You are sitting in a packed auditorium. The speaker is at the lectern up front. He is moderately boring but his message is important. Your attention, however, is wandering. You've missed the main point, but still nod your head as if you understood? This behavior is common. It happens to us all the time. We listen to a myriad of conversations; however, we usually comprehend little of what is being said. Whether it's in an auditorium or on a date, it is important to comprehend and not just sit there bobbing your head up and down like a circus-dummy. The person talking can usually tell if you're listening anyway, and while it is easier to hide in a crowd, when it comes to dating, it's something that can make or break a budding relationship.
So, how do we learn to really listen and comprehend? Now, granted, there are some conversations you don't want to hear. I'm not referring to these. In the cases when you really want to learn something or hear someone, however, you need to develop some discipline through self-training. The first thing you need to do is to grab control of your thoughts. Thoughts are both your ally and your enemy. You cannot be a good listener if your mind is here, there and everywhere. This happens more often when a phrase or statement triggers your memory to produce a picture, feeling or conversation from the past. At this point, you lose the thread of the conversation and comprehension goes down the drain. You need to pull your thoughts back and refocus. This is not easy, because your mind - once engaged - is a machine on autopilot delivering you the full memory complete with sounds and vision. It flies off in all directions, many times against your bidding.
A good way to make your mind focus is to train yourself to stay focused for longer and longer periods of time when not actually engaged in listening in real life. By concentrating on a thing, gently yet firmly pushing other thoughts out of your mind, you will by exercise increase your ability to focus. You can do this by concentrating on reading a book, listening intently to the radio or watching television. If you're listening to the radio or a speech, let it run for a fixed period of time, no more than 3-5 minutes to start. Remember, your brain is out of shape and like physical exercise you need to build up your ability to concentrate slowly and steadily. Speeches or audio books were really well for this exercise in that they are speakers who go on for a while without a break. You really need to concentrate or you will lose your place, just like when you're really listening to a person.
As the speech or audio book runs, concentrate. If you lose your train of thought, start over and keep trying until you can listen without a break for five minutes. You might want to vary the speeches or audio books that you're using. It's not what you're listening to; it's the length of time you can listen without your mind intruding with its own thoughts.
When you have mastered the five minutes of listening without uninterrupted thoughts, then increase it to ten and repeat the exercise until you master ten minutes. You will find that you can concentrate and comprehend more by taking these simple steps. Switch off and try this with a video. Video is more difficult in that it has visual as well as audio. Where you see the speaker doing something physically, you'll need to train yourself not to allow you mind to run off on a tangent - what he looks like, wffhat he reminds you of, etc. When you master this, you are ready for a real world trial.
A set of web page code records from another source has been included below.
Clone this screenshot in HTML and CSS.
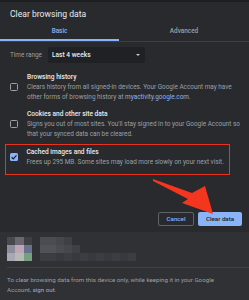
FILE: index.html
```html
<!DOCTYPE html>
<html>
<head>
<meta charset="utf-8">
<link rel="stylesheet" href="styles.css">
</head>
<body>
<div class="page">
  <div class="dialog">
    <div class="title">Clear browsing data</div>
    <div class="tabs">
      <div class="tab active">Basic</div>
      <div class="tab">Advanced</div>
    </div>
    <div class="range">
      <span class="range-label">Time range</span>
      <div class="select"><span>Last 4 weeks</span><i class="caret"></i></div>
    </div>
    <div class="item first">
      <span class="cb"></span>
      <div class="txt">
        <div class="it">Browsing history</div>
        <div class="desc">Clears history from all signed-in devices. Your Google Account may have<br>other forms of browsing history at <span class="link">myactivity.google.com</span>.</div>
      </div>
    </div>
    <div class="item second">
      <span class="cb"></span>
      <div class="txt">
        <div class="it">Cookies and other site data</div>
        <div class="desc">Signs you out of most sites. You'll stay signed in to your Google Account so<br>that your synced data can be cleared.</div>
      </div>
    </div>
    <div class="item hl">
      <span class="cb on"><svg viewBox="0 0 8 8" width="8" height="8"><path d="M1.6 4.2 L3.3 5.8 L6.5 2.4" fill="none" stroke="#202124" stroke-width="1.2"/></svg></span>
      <div class="txt">
        <div class="it">Cached images and files</div>
        <div class="desc">Frees up 295 MB. Some sites may load more slowly on your next visit.</div>
      </div>
    </div>
    <div class="actions">
      <button class="btn cancel">Cancel</button>
      <button class="btn primary">Clear data</button>
    </div>
  </div>
  <div class="footer">
    <div class="account">
      <div class="avatar">
        <span class="a1"></span><span class="a2"></span><span class="a3"></span>
        <span class="a4"></span><span class="a5"></span><span class="a6"></span>
        <span class="a7"></span><span class="a8"></span><span class="a9"></span>
      </div>
      <div class="blur">
        <span class="p1"></span><span class="p1"></span><span class="p2"></span><span class="p3"></span><span></span><span></span><span></span><span></span><span></span><span></span><span></span><span></span>
        <span class="p4"></span><span class="p4"></span><span class="p1"></span><span class="p2"></span><span class="p3"></span><span></span><span></span><span></span><span></span><span></span><span></span><span></span>
        <span class="p5"></span><span class="p5"></span><span class="p6"></span><span class="p5"></span><span class="p6"></span><span class="p5"></span><span class="p6"></span><span class="p5"></span><span class="p6"></span><span class="p5"></span><span class="p6"></span><span class="p5"></span>
      </div>
    </div>
    <div class="note">To clear browsing data from this device only, while keeping it in your Google<br>Account, <span class="link">sign out</span>.</div>
  </div>
  <svg class="arrow" width="249" height="300" viewBox="0 0 249 300">
    <polygon points="153,179 192,193 205,186 213,214 182,203 188,199 153,181" fill="#f4361e"/>
  </svg>
</div>
</body>
</html>
```
FILE: styles.css
```css
* { box-sizing: border-box; margin: 0; padding: 0; }
html, body { width: 249px; height: 300px; overflow: hidden; background: #292a2d; }
body { font-family: Roboto, "Liberation Sans", sans-serif; color: #e8eaed; }
.page { position: relative; width: 249px; height: 300px; }
.dialog { background: #292a2d; border-top: 2px solid #1d1e20; }
.title { padding: 6px 0 0 10px; font-size: 8.6px; line-height: 12px; color: #e8eaed; }
.tabs { display: grid; grid-template-columns: 119px 1fr; border-bottom: 1px solid #3c4043; }
.tab { text-align: center; font-size: 6.4px; font-weight: 500; line-height: 10px; padding: 6px 0 3px; border-bottom: 2px solid transparent; color: #9aa0a6; }
.tab.active { color: #8ab4f8; border-bottom-color: #8ab4f8; }
.range { display: flex; align-items: center; padding: 5px 0 0 10px; gap: 6px; }
.range-label { font-size: 6.4px; color: #9aa0a6; width: 32px; white-space: nowrap; }
.select { width: 97px; height: 16px; background: #202124; border-radius: 2px; display: flex; align-items: center; justify-content: space-between; padding: 0 5px 0 4px; font-size: 6.6px; font-weight: 500; }
.caret { width: 0; height: 0; border-left: 2.2px solid transparent; border-right: 2.2px solid transparent; border-top: 2.2px solid #c4c7ca; }
.item { display: flex; align-items: center; padding: 0 10px; }
.item.first { margin-top: 9px; }
.item.second { margin-top: 7px; }
.cb { width: 8px; height: 8px; border: 1.2px solid #9aa0a6; border-radius: 1.5px; margin-right: 9px; flex: none; display: block; }
.cb.on { background: #8ab4f8; border: none; }
.cb svg { display: block; }
.it { font-size: 6.6px; font-weight: 500; line-height: 10px; color: #e8eaed; white-space: nowrap; }
.desc { font-size: 6.4px; line-height: 10px; color: #9aa0a6; white-space: nowrap; }
.link { color: #8ab4f8; }
.item.hl { margin: 5px 19px 0 5px; padding: 1.5px 0 7px 3.5px; border: 1.5px solid #e8341f; }
.actions { display: flex; justify-content: flex-end; gap: 4px; padding: 37px 7px 6px 0; }
.btn { height: 14px; border-radius: 2px; font-family: Roboto, "Liberation Sans", sans-serif; font-size: 6.2px; font-weight: 500; }
.cancel { width: 36px; background: transparent; border: 1px solid #5f6368; color: #8ab4f8; }
.primary { width: 44px; background: #8ab4f8; border: none; color: #202124; }
.footer { background: #303135; height: 68px; padding: 5px 0 0 7px; }
.account { display: flex; gap: 8px; }
.avatar { display: grid; grid-template-columns: repeat(3, 8.4px); grid-template-rows: repeat(3, 8px); width: 25px; }
.a1 { background: #47494f; } .a2 { background: #6c6670; } .a3 { background: #3d3f45; }
.a4 { background: #8d8b9c; } .a5 { background: #c0a5b6; } .a6 { background: #66738a; }
.a7 { background: #a8a8b2; } .a8 { background: #b6b9b4; } .a9 { background: #76a07f; }
.blur { display: grid; grid-template-columns: repeat(12, 8px); grid-template-rows: repeat(3, 8px); }
.p1 { background: #4a4c51; } .p2 { background: #45474c; } .p3 { background: #3e4045; }
.p4 { background: #505257; } .p5 { background: #3b3d42; } .p6 { background: #38393e; }
.footer .account { height: 24px; }
.note { margin-top: 6px; border-top: 1px solid #3f4145; padding-top: 7px; font-size: 6.2px; line-height: 10px; color: #9aa0a6; white-space: nowrap; }
.arrow { position: absolute; left: 0; top: 0; pointer-events: none; }
```
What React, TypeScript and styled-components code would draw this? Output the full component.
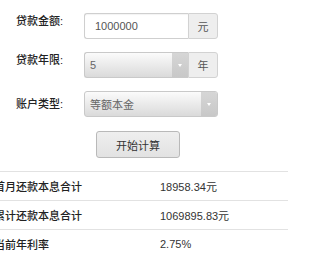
import React from "react";
import styled, { createGlobalStyle } from "styled-components";

const GlobalStyle = createGlobalStyle`
    body {
        margin: 0;
        background: #ffffff;
        font-family: "Liberation Sans", "Noto Sans CJK SC", sans-serif;
        color: #333;
        overflow: hidden;
    }
`;

const Page = styled.div`
    padding-top: 13px;
    width: 300px;
`;

const Form = styled.div`
    display: flex;
    flex-direction: column;
    gap: 13px;
    padding-left: 16px;
`;

const Row = styled.div<{ $center?: boolean }>`
    display: grid;
    grid-template-columns: 68px 134px;
    align-items: ${props => (props.$center ? "center" : "start")};
`;

const Label = styled.span`
    font-size: 11px;
    line-height: 16px;
    color: #222;
    font-weight: 500;
`;

const Group = styled.div`
    display: flex;
    height: 26px;
`;

const TextBox = styled.div`
    flex: 1;
    display: flex;
    align-items: center;
    padding-left: 10px;
    font-size: 11px;
    color: #555;
    background: #fff;
    border: 1px solid #cfcfcf;
    border-right: none;
    border-radius: 3px 0 0 3px;
    box-shadow: inset 0 1px 1px rgba(0, 0, 0, 0.05);
`;

const Addon = styled.div`
    width: 30px;
    display: flex;
    align-items: center;
    justify-content: center;
    font-size: 11px;
    color: #555;
    background: #eeeeee;
    border: 1px solid #d2d2d2;
    border-radius: 0 3px 3px 0;
    box-sizing: border-box;
`;

const Select = styled.div<{ $alone?: boolean }>`
    flex: 1;
    display: flex;
    font-size: 11px;
    color: #666;
    background: linear-gradient(#fbfbfb, #dadada);
    border: 1px solid #c9c9c9;
    border-right: ${props => (props.$alone ? "1px solid #c9c9c9" : "none")};
    border-radius: ${props => (props.$alone ? "3px" : "3px 0 0 3px")};
    overflow: hidden;
`;

const SelectText = styled.span`
    flex: 1;
    display: flex;
    align-items: center;
    padding-left: 5px;
`;

const Arrow = styled.span`
    width: 16px;
    display: flex;
    align-items: center;
    justify-content: center;
    background: linear-gradient(#d6d6d6, #c8c8c8);
    &::after {
        content: "";
        border-left: 2.5px solid transparent;
        border-right: 2.5px solid transparent;
        border-top: 3px solid #fff;
    }
`;

const ButtonRow = styled.div`
    padding: 14px 0 0 96px;
`;

const Button = styled.button`
    width: 84px;
    height: 27px;
    font-family: inherit;
    font-size: 11px;
    color: #333;
    background: linear-gradient(#efefef, #e2e2e2);
    border: 1px solid #b9b9b9;
    border-radius: 3px;
    padding: 0;
`;

const Table = styled.div`
    margin: 13px 0 0 -6px;
    width: 294px;
`;

const TableRow = styled.div<{ $last?: boolean }>`
    display: grid;
    grid-template-columns: 166px 1fr;
    align-items: center;
    height: 29px;
    border-top: 1px solid #e2e2e2;
    box-sizing: border-box;
`;

const Name = styled.span`
    font-size: 11px;
    color: #222;
    font-weight: 500;
`;

const Value = styled.span`
    font-size: 11px;
    color: #333;
`;

const results = [
    { name: "首月还款本息合计", value: "18958.34元" },
    { name: "累计还款本息合计", value: "1069895.83元" },
    { name: "当前年利率", value: "2.75%" },
];

export default function App() {
    return (
        <Page>
            <GlobalStyle />
            <Form>
                <Row>
                    <Label>贷款金额:</Label>
                    <Group>
                        <TextBox>1000000</TextBox>
                        <Addon>元</Addon>
                    </Group>
                </Row>
                <Row>
                    <Label>贷款年限:</Label>
                    <Group>
                        <Select>
                            <SelectText>5</SelectText>
                            <Arrow />
                        </Select>
                        <Addon>年</Addon>
                    </Group>
                </Row>
                <Row $center>
                    <Label>账户类型:</Label>
                    <Group>
                        <Select $alone>
                            <SelectText>等额本金</SelectText>
                            <Arrow />
                        </Select>
                    </Group>
                </Row>
            </Form>
            <ButtonRow>
                <Button>开始计算</Button>
            </ButtonRow>
            <Table>
                {results.map(r => (
                    <TableRow key={r.name}>
                        <Name>{r.name}</Name>
                        <Value>{r.value}</Value>
                    </TableRow>
                ))}
            </Table>
        </Page>
    );
}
In actuality, as you practice, you will notice concentration improving and your mind calming down. You are now ready to listen to people in real life. Your mind will stay more focused, and you will find that you are a better listener. This works in both school and life, in that, if you are on a date and they really feel that you have listened and comprehended what they are communicating, rapport will be established quicker and your return will be better. The person speaking will feel as though you have genuinely understood them which is the beginnings of a great relationship.